» **Records shown**
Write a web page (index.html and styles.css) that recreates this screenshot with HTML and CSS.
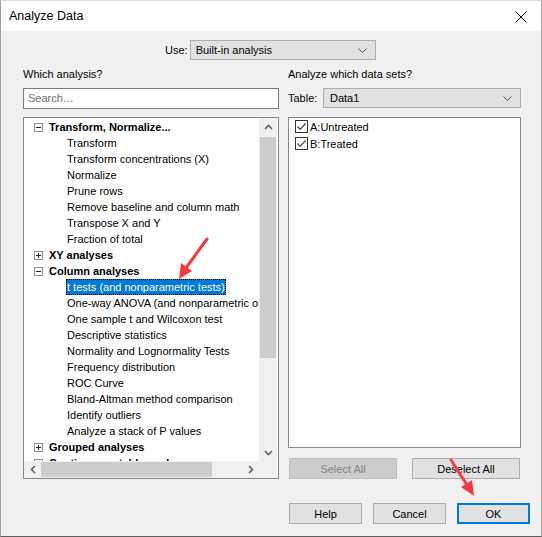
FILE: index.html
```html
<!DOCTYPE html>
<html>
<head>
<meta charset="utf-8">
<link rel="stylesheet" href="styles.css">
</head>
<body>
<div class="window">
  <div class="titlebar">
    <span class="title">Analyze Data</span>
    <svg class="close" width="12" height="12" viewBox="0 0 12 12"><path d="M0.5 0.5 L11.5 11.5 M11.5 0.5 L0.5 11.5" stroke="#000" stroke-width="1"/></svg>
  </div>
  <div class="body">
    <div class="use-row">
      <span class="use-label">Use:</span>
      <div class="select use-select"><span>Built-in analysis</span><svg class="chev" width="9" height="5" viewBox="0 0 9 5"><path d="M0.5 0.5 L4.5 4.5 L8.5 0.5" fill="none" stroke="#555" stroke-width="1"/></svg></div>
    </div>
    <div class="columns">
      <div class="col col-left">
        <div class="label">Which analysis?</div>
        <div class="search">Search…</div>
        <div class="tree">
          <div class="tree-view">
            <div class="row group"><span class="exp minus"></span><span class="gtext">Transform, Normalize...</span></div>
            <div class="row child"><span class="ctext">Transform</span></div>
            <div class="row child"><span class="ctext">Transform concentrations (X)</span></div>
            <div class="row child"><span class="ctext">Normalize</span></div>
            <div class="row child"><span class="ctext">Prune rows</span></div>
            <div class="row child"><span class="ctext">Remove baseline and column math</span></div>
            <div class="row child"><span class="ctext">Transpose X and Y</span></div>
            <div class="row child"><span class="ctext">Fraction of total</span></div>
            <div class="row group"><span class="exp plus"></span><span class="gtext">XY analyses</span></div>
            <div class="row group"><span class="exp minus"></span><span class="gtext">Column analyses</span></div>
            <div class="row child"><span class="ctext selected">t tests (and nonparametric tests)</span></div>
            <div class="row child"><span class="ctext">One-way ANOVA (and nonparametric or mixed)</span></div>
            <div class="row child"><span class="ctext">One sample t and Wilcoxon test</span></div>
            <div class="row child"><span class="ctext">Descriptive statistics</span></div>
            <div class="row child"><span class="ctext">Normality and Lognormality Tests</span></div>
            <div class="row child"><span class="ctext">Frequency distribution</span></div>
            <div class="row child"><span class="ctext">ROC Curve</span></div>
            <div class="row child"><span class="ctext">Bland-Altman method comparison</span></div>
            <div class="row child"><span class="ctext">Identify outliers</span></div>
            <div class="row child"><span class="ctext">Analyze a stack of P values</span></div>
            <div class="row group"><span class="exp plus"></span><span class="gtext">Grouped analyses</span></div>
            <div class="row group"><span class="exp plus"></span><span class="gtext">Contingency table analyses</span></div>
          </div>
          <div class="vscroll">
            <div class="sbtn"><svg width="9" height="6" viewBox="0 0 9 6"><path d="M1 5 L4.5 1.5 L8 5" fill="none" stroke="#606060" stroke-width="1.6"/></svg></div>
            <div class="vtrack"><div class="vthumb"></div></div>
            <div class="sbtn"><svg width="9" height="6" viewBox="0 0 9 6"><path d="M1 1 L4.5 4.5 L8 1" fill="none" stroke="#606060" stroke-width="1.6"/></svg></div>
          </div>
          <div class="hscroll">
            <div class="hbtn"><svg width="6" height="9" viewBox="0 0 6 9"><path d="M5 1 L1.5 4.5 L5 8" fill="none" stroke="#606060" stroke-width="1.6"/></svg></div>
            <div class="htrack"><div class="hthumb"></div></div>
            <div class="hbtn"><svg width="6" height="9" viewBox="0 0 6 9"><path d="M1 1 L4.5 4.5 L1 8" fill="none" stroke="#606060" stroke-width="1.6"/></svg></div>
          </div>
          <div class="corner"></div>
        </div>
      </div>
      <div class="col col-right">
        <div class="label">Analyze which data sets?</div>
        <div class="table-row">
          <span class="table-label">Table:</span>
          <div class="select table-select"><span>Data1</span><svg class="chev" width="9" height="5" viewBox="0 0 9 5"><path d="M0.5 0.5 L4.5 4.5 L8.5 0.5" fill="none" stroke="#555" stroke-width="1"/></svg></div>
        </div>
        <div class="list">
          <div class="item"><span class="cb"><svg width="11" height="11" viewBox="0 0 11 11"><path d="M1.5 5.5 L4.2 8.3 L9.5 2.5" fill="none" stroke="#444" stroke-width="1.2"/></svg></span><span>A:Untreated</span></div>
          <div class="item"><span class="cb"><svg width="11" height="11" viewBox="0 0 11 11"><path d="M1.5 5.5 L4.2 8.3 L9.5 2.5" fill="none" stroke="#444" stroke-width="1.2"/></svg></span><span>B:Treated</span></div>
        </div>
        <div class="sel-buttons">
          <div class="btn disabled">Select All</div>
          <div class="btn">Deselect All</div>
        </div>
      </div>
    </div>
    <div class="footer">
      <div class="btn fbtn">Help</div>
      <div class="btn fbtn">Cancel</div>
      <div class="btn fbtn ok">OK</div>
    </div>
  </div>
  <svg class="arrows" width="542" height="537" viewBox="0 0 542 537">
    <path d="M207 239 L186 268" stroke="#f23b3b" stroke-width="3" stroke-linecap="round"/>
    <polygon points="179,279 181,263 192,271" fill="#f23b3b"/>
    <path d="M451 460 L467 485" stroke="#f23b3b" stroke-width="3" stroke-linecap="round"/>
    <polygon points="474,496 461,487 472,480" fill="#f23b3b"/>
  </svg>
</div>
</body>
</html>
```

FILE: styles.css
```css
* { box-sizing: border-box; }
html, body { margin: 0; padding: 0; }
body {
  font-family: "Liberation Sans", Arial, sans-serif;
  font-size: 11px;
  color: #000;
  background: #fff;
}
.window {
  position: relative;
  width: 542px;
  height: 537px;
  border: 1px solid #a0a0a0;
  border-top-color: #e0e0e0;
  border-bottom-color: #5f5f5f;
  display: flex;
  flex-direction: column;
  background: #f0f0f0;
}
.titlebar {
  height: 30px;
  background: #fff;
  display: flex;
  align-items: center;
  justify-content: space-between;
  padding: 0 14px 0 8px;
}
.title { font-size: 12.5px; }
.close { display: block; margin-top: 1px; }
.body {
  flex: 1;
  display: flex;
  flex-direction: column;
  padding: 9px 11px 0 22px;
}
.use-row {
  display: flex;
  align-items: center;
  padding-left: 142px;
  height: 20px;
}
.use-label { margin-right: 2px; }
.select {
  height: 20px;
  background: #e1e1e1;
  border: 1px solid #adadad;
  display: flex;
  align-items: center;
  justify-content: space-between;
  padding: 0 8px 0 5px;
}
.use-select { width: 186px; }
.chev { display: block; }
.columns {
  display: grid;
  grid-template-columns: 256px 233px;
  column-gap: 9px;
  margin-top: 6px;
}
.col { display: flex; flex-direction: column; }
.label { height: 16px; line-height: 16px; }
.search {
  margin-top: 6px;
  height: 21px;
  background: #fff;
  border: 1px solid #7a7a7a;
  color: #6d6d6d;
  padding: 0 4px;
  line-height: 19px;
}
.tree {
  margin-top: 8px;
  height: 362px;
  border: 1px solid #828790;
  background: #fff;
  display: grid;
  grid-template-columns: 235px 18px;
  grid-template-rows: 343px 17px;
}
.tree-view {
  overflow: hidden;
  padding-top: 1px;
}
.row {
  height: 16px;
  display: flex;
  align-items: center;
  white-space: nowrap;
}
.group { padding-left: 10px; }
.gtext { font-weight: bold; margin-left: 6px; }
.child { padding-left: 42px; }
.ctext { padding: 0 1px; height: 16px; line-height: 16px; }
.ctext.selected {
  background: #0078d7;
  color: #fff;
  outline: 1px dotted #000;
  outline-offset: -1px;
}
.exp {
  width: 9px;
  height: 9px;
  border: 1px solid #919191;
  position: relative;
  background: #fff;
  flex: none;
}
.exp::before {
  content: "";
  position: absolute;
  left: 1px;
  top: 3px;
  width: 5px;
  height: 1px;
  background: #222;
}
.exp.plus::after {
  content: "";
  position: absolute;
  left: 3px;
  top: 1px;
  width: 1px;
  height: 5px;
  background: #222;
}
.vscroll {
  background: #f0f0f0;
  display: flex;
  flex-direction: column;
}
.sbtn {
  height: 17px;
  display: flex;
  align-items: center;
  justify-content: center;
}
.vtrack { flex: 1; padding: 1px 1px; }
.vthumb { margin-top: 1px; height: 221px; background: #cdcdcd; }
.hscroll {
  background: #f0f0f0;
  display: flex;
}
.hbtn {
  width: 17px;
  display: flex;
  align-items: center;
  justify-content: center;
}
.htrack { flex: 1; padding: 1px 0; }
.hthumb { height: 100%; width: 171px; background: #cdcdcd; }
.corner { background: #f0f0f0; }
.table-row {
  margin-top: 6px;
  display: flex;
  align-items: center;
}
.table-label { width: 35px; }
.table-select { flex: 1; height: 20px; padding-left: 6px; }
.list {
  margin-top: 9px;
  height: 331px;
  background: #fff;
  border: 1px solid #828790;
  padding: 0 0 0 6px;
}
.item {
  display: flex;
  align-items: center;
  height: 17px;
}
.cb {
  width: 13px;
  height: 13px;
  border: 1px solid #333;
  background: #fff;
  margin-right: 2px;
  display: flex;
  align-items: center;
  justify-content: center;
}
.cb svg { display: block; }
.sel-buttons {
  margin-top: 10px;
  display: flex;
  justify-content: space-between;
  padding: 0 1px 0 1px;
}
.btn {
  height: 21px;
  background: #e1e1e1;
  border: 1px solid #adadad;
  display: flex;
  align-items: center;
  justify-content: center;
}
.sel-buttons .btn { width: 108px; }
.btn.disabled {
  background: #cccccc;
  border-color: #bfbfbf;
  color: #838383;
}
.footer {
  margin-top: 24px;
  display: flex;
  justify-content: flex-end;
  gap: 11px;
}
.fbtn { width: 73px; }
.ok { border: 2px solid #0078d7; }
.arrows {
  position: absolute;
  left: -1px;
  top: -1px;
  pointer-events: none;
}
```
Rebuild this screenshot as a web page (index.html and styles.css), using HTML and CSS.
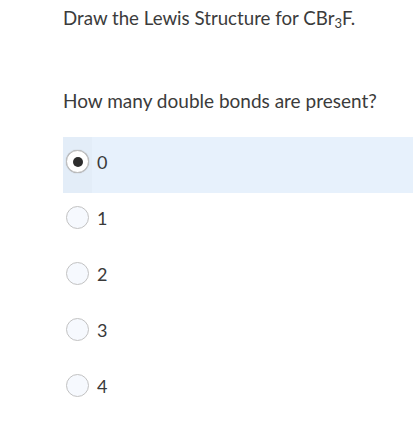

» **What you should do**
Copy each line of the listing that holds the word "styles".

» **The answer**
Write a web page (index.html and styles.css) that recreates this screenshot with HTML and CSS.
<link rel="stylesheet" href="styles.css">
FILE: styles.css
Rebuild this screenshot as a web page (index.html and styles.css), using HTML and CSS.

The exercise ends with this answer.